Meet the coaches behind the world's best Olympic teams
It is athletes who win medals, become famous in the media and sign lucrative endorsement deals.
But behind those superstars are the coaches who plan their programmes and put them on the way to success.
Here are some prime examples from the London 2012 Olympics:
Glen Mills (Jamaica)
Mills is the former Jamaica head coach who now runs the Racers Track Club in Kingston, where he trains elite sprinters like Usain Bolt, Yohan Blake and Warren Weir. That means Mills, 63, had a hand in five of the six medals won in the men's sprints at the London Olympics.
Bolt has identified what makes Mills special as a mentor: "There's times when you want to doubt yourself," he admits.
"But coach is always there to say, 'Don't worry, I know what I can do to make you run faster, and what you need to do to go faster.'"
Mills's runners won all of the individual sprint golds in London, finishing off in style when Jamaica smashed the world record in the 4x100m relay final.
Gregg Troy (USA)
Troy, 61, only took over as head coach of USA's swimming team for London, but in his 13 years in the same role for the University of Florida, he coached more than 75 Olympians and helped athletes to more than 150 US and international records.
An assistant coach to the US Olympic teams in Atlanta and Beijing, Troy's first spell as head coach secured 16 of the 34 gold medals on offer in the pool for the US in London. Their total of 31 medals was more than three times that of the second most successful nation, China.
In June, multiple medallist Ryan Lochte credited Troy's tough training routines for preparing him to qualify for the Olympic team. Troy trained several of the men and women who would eventually go on to swim for Team USA and is said to have told Lochte he had to train harder because he wasn't a 'natural' in the pool.
Gogi Koguashvili (Russia)
In London, Russian wrestlers once again dominated the medals with four gold medals, two silver and five bronze - replicating their result from Beijing.
Under Koguashvili, the nation's Greco-Roman squad again dominated. Russia's men won only one freestyle gold, but the upside was the emergence of their women - including new Olympic champion Natalia Vorobieva.
Many experts attribute the success to Yuri Shakhmuradov, the former men's coach who is now in charge of the women's programme. The 1970 world champion is Armenian by nationality and also director of the Olympic centre in Dagestan.
A national programme - "Fight and win!" - was launched in Russia before the Beijing Olympics. It was a new approach to solving urgent problems - not only sports-related but also social.
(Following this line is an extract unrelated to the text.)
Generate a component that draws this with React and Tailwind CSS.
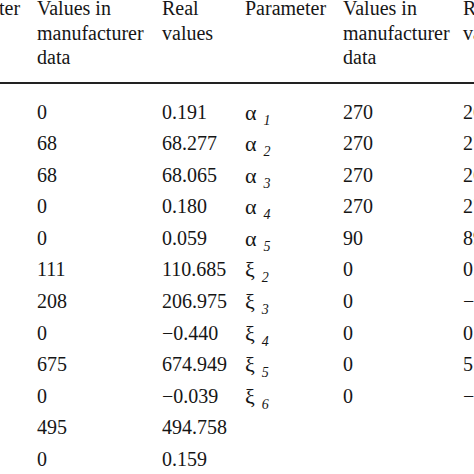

The development of wrestling in the North Caucasus republics is a "social elevator" for young people after years of conflict in the region. In general, that part of Eurasia produces the world's best wrestling talent, as the results of Iran, Georgia, Azerbaijan and Uzbekistan prove.
Dave Brailsford (GB)
Brailsford has been British Cycling's performance director for the last three Olympics, which means he has presided over teams that have won 30 medals, including 18 golds. The majority of those have come from track cycling, but he is also in charge of the BMX, mountain bike and road cycling programmes.
He also runs the Sky road cycling team, in whose colours Bradley Wiggins became Britain's first Tour de France champion last month. Throw in his masterminding of Mark Cavendish's 2011 world road race title and it is clear he is currently the most successful administrator working in British sport.
Brailsford, 48, is that rare mix of a "details guy" with a clear strategic vision. The sport was already on the up when he took over, but it was he who elevated British Cycling to superpower status.
He has proved himself able to get the best out of such diverse characters as Wiggins, Sir Chris Hoy and Victoria Pendelton.
He prefers to call himself "a conductor of the orchestra" these days but, if as expected, he takes a step back from Team GB to spend more time with Team Sky, he will be missed.
Jihong Zhou (China)
Zhou - known as the "flying swallow" - won platform gold in Los Angeles in 1984 and, after she retired two years later, she moved through the coaching ranks - perfecting a system that has seen China dominate diving for the best part of two decades.
China won seven of eight diving golds in Beijing and London saw them hold on to six of those titles.
"China have always been dominant, ever since I was diving they have always been the top nation," said BBC commentator and Olympic silver medallist Leon Taylor.
"Zhou heads up a system which, whether you agree with it or not, is tried and tested. They focus on athletes from a very young age and it delivers the results, but there are hundreds and thousands who don't make it."